A few of the popular native and well-adapted plants for our area include:

  • Artemesia
  • Salvia
  • Lavender
  • Santolina
  • Gregg’s Mist Flower
  • Desert Willow
  • Pride of Barbados
  • Agaves
  • Yuccas
  • Cacti
  • Skullcap
  • Texas Sage
  • Blackfoot Daisy
  • Daimianita

Excellent resources for finding more xeric zone 8 plants include:





Water wisely

Many methods used to irrigate landscapes are very inefficient.  Most sprinklers – both automated systems and hose-end, waste a great deal of water to evaporation, particularly when run during the day.   Watering is best done in the very early morning hours to prevent scorch and to minimize evaporation – even before sun-up for early birds or those with automatic systems.

Overwatering is also a problem.  Overwatering encourage plants to keep shallow roots.   Longer, less frequent, deep watering, develops deep roots away from surface heat that will require less water.

Drip irrigation is an excellent option to reduce water use.  By keeping the water next to the plants and using little pressure, there is almost no evaporation and the soil is able to absorb and use all the water, whereas sprinklers often saturate soil and the water runs off the landscape.

Collecting rainwater (when we are lucky enough to get it) is another way to conserve.  From simple rain barrels placed under downspouts to large commercial systems, using this “free” water is always a good choice, especially since plants prefer natural rainwater to tap water that is chemically-treated.

One turf is not like the other

Lawns can drink up a lot of water.  Truly xeric landscaping plans minimize the amount of turf in the landscape.  For Central Texas, Bermuda, Zoysia and Buffalo grass are the most drought-tolerant.  Bermuda and Zoysia are commonly used in area lawns.

Buffalo grass doesn’t produce a manicured lawn – it is more like a sparse native prairie grass that goes dormant in the summer, turning brown.  It grows to 6 inches high and should be left to grow for the most part, unlike more traditional turf grasses.

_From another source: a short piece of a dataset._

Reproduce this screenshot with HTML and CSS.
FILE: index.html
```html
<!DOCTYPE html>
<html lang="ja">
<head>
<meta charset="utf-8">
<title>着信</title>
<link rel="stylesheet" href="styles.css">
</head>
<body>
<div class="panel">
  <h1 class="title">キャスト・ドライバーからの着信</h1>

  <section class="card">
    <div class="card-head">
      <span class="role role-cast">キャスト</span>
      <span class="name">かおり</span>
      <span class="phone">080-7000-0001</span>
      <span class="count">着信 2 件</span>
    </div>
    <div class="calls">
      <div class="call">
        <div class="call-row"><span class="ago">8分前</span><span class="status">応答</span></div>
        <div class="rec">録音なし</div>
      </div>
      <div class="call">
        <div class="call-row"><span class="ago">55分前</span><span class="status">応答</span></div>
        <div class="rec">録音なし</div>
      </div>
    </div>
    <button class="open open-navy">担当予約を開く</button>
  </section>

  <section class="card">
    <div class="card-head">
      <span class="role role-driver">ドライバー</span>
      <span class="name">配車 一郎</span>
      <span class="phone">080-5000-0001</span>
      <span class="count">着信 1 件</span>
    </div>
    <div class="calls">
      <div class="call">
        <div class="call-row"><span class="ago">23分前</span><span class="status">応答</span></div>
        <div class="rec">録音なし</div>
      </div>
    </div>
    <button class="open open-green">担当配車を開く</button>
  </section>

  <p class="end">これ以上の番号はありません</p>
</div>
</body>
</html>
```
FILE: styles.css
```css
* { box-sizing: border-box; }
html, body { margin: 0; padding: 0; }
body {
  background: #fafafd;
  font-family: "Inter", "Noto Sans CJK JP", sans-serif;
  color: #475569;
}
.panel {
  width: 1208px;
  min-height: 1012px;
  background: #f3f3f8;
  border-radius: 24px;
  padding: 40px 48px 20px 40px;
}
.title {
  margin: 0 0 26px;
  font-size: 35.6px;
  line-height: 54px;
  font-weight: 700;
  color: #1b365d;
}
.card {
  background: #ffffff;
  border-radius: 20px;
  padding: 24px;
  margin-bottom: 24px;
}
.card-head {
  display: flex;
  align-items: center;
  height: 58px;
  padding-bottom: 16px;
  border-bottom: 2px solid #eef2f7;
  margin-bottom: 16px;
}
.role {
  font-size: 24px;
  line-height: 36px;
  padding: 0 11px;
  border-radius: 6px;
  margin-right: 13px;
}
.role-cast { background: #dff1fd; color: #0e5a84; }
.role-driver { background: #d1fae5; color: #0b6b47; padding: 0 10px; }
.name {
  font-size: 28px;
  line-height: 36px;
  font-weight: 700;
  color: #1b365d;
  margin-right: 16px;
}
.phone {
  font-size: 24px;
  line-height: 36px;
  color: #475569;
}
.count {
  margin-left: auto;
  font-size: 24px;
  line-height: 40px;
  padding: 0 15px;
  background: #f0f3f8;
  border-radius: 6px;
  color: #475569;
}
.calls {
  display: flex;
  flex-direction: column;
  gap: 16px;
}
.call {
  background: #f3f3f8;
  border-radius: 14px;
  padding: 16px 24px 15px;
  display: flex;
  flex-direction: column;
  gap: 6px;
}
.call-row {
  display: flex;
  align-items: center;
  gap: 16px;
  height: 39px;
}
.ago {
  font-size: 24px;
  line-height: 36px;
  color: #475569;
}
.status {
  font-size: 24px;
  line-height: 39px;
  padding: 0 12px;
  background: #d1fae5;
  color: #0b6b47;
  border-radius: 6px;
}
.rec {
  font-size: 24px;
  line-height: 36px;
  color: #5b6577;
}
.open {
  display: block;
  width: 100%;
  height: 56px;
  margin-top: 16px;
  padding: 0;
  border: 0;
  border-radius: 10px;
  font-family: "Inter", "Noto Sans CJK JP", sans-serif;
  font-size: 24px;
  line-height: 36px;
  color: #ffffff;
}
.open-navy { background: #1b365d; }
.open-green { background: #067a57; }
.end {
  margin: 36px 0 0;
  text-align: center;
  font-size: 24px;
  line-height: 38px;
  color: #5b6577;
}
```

Because it is sparse, it is also highly susceptible to weeds.

Grass should be mowed high, allowing the longer blades to help protect the roots from the heat and to hold in moisture when there is some.  Grass should be mowed when it is about 1/3 higher than you want it to be. Bermuda should be mowed at 1.5 to 2.5 inches, Buffalo Grass at 4 inches, and Zoysia at 2 inches.  Clippings left on the lawn help return nitrogen to the soil, so they don’t need to be collected.

Keeping roots cool

Mulching beds is an easy way to help insulate plants, keeping soil temperatures lower and cutting down on evaporation.  There are a variety of good mulches from which to choose, including:  Native Texas Hardwood mulch (highly recommended), shredded cedar, pine needles, wood chips, other shredded barks.  Several inches of mulch should be applied to ensure sufficient insulation.

Now, maintain it

Proper pruning, weeding and fertilizing will help keep your landscape healthy.  There are many organic fertilizers and pest control options for problems that may arise in the garden, rather than chemical options that can contaminate our ground water.  Check with local nurseries for good organic choices.

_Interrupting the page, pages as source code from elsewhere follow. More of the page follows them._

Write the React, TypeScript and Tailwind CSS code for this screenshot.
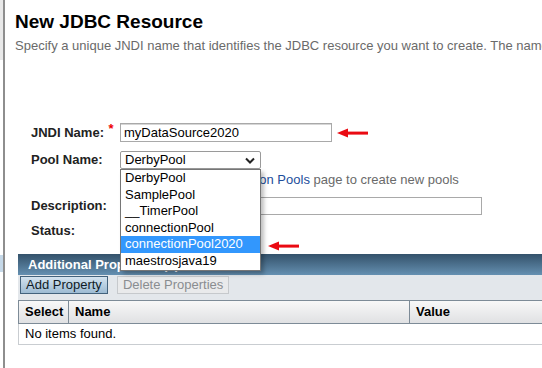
import React from "react";

const pools = [
  "DerbyPool",
  "SamplePool",
  "__TimerPool",
  "connectionPool",
  "connectionPool2020",
  "maestrosjava19",
];

const RedArrow = ({ className }: { className?: string }) => (
  <svg width="31" height="10" viewBox="0 0 31 10" className={className}>
    <polygon points="0,5 11,0.5 11,9.5" fill="#ea0a12" />
    <rect x="10" y="3.6" width="21" height="3" fill="#ea0a12" />
  </svg>
);

const Label = ({ children }: { children: React.ReactNode }) => (
  <div className="w-[89px] shrink-0 text-[13px] font-bold text-[#222]">{children}</div>
);

export default function App() {
  return (
    <div
      className="w-[542px] h-[368px] overflow-hidden bg-white flex"
      style={{ fontFamily: '"Liberation Sans", Arial, sans-serif' }}
    >
      <div className="w-[3px] shrink-0 flex flex-col">
        <div className="h-[60px] bg-[#e9e9e9]" />
        <div className="h-[195px]" />
        <div className="h-[17px] bg-[#c5d8e8]" />
      </div>
      <div className="border-l-2 border-[#8e8e8e] flex-1 pl-[10px] min-w-0">
        <h1 className="mt-[11px] text-[19px] leading-[22px] font-bold text-black">New JDBC Resource</h1>
        <p className="mt-[5px] text-[13px] leading-[16px] text-[#6a6a6a] whitespace-nowrap">
          Specify a unique JNDI name that identifies the JDBC resource you want to create. The name must contain only alphanumeric characters.
        </p>

        <div className="ml-[16px] mt-[69px] flex flex-col">
          <div className="flex items-center h-[19px]">
            <Label>
              JNDI Name: <span className="text-[#e00] relative -top-[4px] ml-[1px]">*</span>
            </Label>
            <div className="w-[212px] h-[19px] border border-[#a9a9a9] shadow-[inset_0_1px_0_#d6d6d6] px-[3px] text-[13px] leading-[17px] text-black">
              myDataSource2020
            </div>
            <RedArrow className="ml-[5px]" />
          </div>

          <div className="flex items-center h-[18px] mt-[9px]">
            <Label>Pool Name:</Label>
            <div className="relative">
              <div className="w-[141px] h-[18px] border border-[#9a9a9a] rounded-[2px] pl-[4px] text-[13px] leading-[16px] text-black flex items-center justify-between pr-[5px]">
                <span>DerbyPool</span>
                <svg width="10" height="7" viewBox="0 0 10 7">
                  <path d="M1 1.5 L5 5.5 L9 1.5" stroke="#222" strokeWidth="2" fill="none" />
                </svg>
              </div>
              <div className="absolute left-0 top-[18px] w-[141px] border border-[#767676] bg-white z-10 shadow-[3px_3px_4px_rgba(0,0,0,0.25)]">
                {pools.map((p) => (
                  <div
                    key={p}
                    className={`relative h-[16.6px] pl-[4px] text-[13px] leading-[16.6px] ${
                      p === "connectionPool2020" ? "bg-[#3297fd] text-white" : "text-black"
                    }`}
                  >
                    {p}
                    {p === "connectionPool2020" && (
                      <RedArrow className="absolute left-[147px] top-[5px]" />
                    )}
                  </div>
                ))}
              </div>
            </div>
          </div>

          <div className="flex items-center h-[16px] mt-[3px]">
            <div className="w-[91px] shrink-0" />
            <div className="text-[13px] leading-[16px] text-[#6a6a6a] whitespace-nowrap">
              Use the <span className="text-[#1d4e9b]">JDBC Connection Pools</span> page to create new pools
            </div>
          </div>

          <div className="flex items-center h-[18px] mt-[9px]">
            <Label>Description:</Label>
            <div className="w-[362px] h-[18px] border border-[#a9a9a9]" />
          </div>

          <div className="flex items-center h-[18px] mt-[7px]">
            <Label>Status:</Label>
          </div>
        </div>

        <div className="ml-[3px] mt-[14px] w-[560px]">
          <div className="h-[21px] bg-gradient-to-b from-[#34526b] to-[#6590b1] text-white text-[13px] font-bold leading-[21px] pl-[10px]">
            Additional Properties (0)
          </div>
          <div className="h-[25px] bg-[#e3e7eb] flex items-start pt-[1px] pl-[2px] gap-[9px]">
            <button className="h-[18px] px-[5px] border border-[#43627c] bg-gradient-to-b from-[#d4e3ef] to-[#9dbbd3] text-[13px] leading-[16px] text-[#0f1b26]">
              Add Property
            </button>
            <button className="h-[18px] px-[5px] border border-[#c6c9cc] bg-[#e9eaeb] text-[13px] leading-[16px] text-[#8a8d90]">
              Delete Properties
            </button>
          </div>
          <div className="flex h-[24px] border-y border-[#7d8b97] border-l bg-gradient-to-b from-[#f8f8f8] to-[#e0e1e3] text-[13px] font-bold text-black leading-[22px]">
            <div className="w-[50px] pl-[6px] border-r border-[#7d8b97]">Select</div>
            <div className="w-[341px] pl-[6px] border-r border-[#7d8b97]">Name</div>
            <div className="flex-1 pl-[6px]">Value</div>
          </div>
          <div className="h-[21px] border-b border-l border-[#c9cdd1] text-[13px] leading-[20px] text-black pl-[6px]">
            No items found.
          </div>
        </div>
      </div>
    </div>
  );
}
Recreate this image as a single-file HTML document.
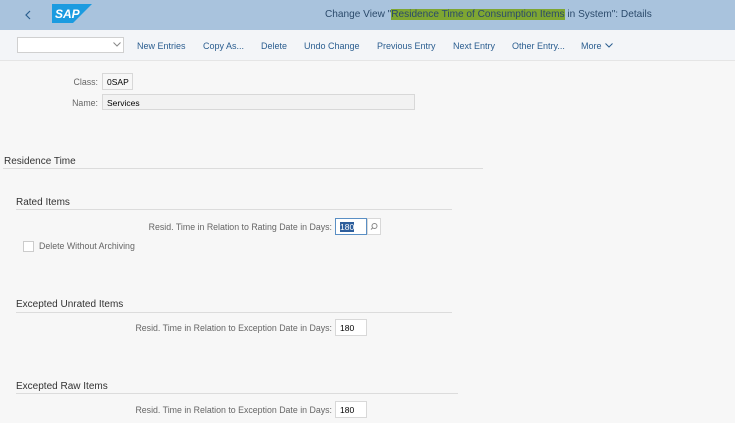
<!DOCTYPE html><html><head><style>
body{margin:0;width:735px;height:423px;overflow:hidden;background:#f7f7f7;font-family:"Liberation Sans",Arial,sans-serif;color:#333;position:relative}
.a{position:absolute;white-space:nowrap}
#hd{left:0;top:0;width:735px;height:30px;background:#a9c3dd}
#tb{left:0;top:30px;width:735px;height:30px;background:#f3f5f8;border-bottom:1px solid #e5e5e5}
.t{font-size:9px;color:#2a5d8f;top:41px}
.l{font-size:8.8px;color:#666;text-align:right}
.in{background:#fff;border:1px solid #d8d8d8;font-size:8.5px;color:#000;box-sizing:border-box;padding:3px 0 0 4px}
.h{font-size:10px;color:#333}
.ln{height:1px;background:#dcdcdc}
</style></head><body>
<div class="a" id="hd"></div>
<svg class="a" style="left:24px;top:10px" width="8" height="10"><path d="M6 1 L2 5 L6 9" stroke="#2b5f8f" stroke-width="1.2" fill="none"/></svg>
<svg class="a" style="left:52px;top:4px" width="40" height="19"><polygon points="0,0 40,0 21,19 0,19" fill="#1a9be0"/><text x="3" y="14" font-family="Liberation Sans" font-weight="bold" font-style="italic" font-size="12" fill="#fff">SAP</text></svg>
<div class="a" style="left:325px;top:9px;font-size:10.1px;color:#2b4a6b">Change View "<span style="background:#7ea632;color:#2b4a6b">Residence Time of Consumption Items</span> in System": Details</div>
<div class="a" id="tb"></div>
<div class="a" style="left:17px;top:37px;width:107px;height:16px;background:#fff;border:1px solid #d0d0d0;box-sizing:border-box"></div>
<svg class="a" style="left:113px;top:42px" width="8" height="5"><path d="M0.5 0.5 L4 4 L7.5 0.5" stroke="#888" fill="none"/></svg>
<div class="a t" style="left:137px">New Entries</div>
<div class="a t" style="left:203px">Copy As...</div>
<div class="a t" style="left:261px">Delete</div>
<div class="a t" style="left:304px">Undo Change</div>
<div class="a t" style="left:377px">Previous Entry</div>
<div class="a t" style="left:453px">Next Entry</div>
<div class="a t" style="left:512px">Other Entry...</div>
<div class="a t" style="left:581px">More</div>
<svg class="a" style="left:605px;top:43px" width="8" height="5"><path d="M0.5 0.5 L4 4 L7.5 0.5" stroke="#2a5d8f" fill="none"/></svg>
<div class="a l" style="left:40px;width:58px;top:77px">Class:</div>
<div class="a in" style="left:102px;top:73px;width:31px;height:17px;background:#f7f7f7">0SAP</div>
<div class="a l" style="left:40px;width:58px;top:98px">Name:</div>
<div class="a in" style="left:102px;top:94px;width:313px;height:16px;background:#f2f2f2">Services</div>
<div class="a h" style="left:4px;top:156px">Residence Time</div>
<div class="a ln" style="left:3px;top:168px;width:480px"></div>
<div class="a h" style="left:16px;top:197px">Rated Items</div>
<div class="a ln" style="left:16px;top:209px;width:436px"></div>
<div class="a l" style="left:90px;width:242px;top:222px">Resid. Time in Relation to Rating Date in Days:</div>
<div class="a in" style="left:335px;top:218px;width:32px;height:17px;border-color:#5a8fc4"><span style="background:#2d5e9c;color:#fff">180</span></div>
<div class="a in" style="left:367px;top:218px;width:14px;height:17px;padding:0"><svg width="12" height="15"><circle cx="6.5" cy="7" r="2.5" stroke="#888" fill="none"/><path d="M5 8.5 L3 10.5" stroke="#888"/></svg></div>
<div class="a" style="left:23px;top:241px;width:9px;height:9px;border:1px solid #ccc;background:#fff"></div>
<div class="a l" style="left:39px;top:241px;text-align:left">Delete Without Archiving</div>
<div class="a h" style="left:16px;top:299px">Excepted Unrated Items</div>
<div class="a ln" style="left:16px;top:312px;width:436px"></div>
<div class="a l" style="left:90px;width:242px;top:323px">Resid. Time in Relation to Exception Date in Days:</div>
<div class="a in" style="left:335px;top:319px;width:32px;height:17px">180</div>
<div class="a h" style="left:16px;top:381px">Excepted Raw Items</div>
<div class="a ln" style="left:16px;top:393px;width:442px"></div>
<div class="a l" style="left:90px;width:242px;top:405px">Resid. Time in Relation to Exception Date in Days:</div>
<div class="a in" style="left:335px;top:401px;width:32px;height:17px">180</div>
</body></html>
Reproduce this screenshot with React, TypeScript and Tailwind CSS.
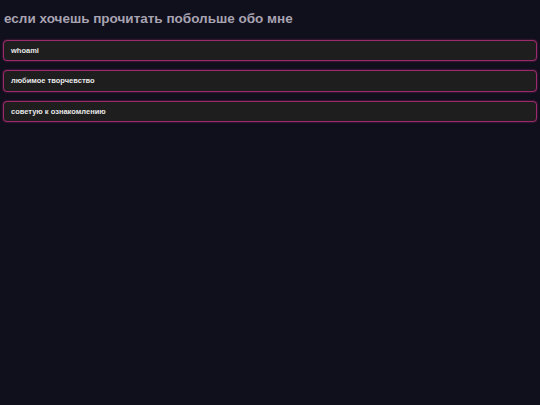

For more information, check out the City of Austin’s Grow Green Program — an extensive water-wise public education program.  Grow Green offers an extensive selection of free gardening how-to materials throughout the Austin area.  Local nurseries carry the program’s free fact sheets and the very popular Native and Adapted Plant Guide that includes 200 recommended plants that will thrive in Central Texas.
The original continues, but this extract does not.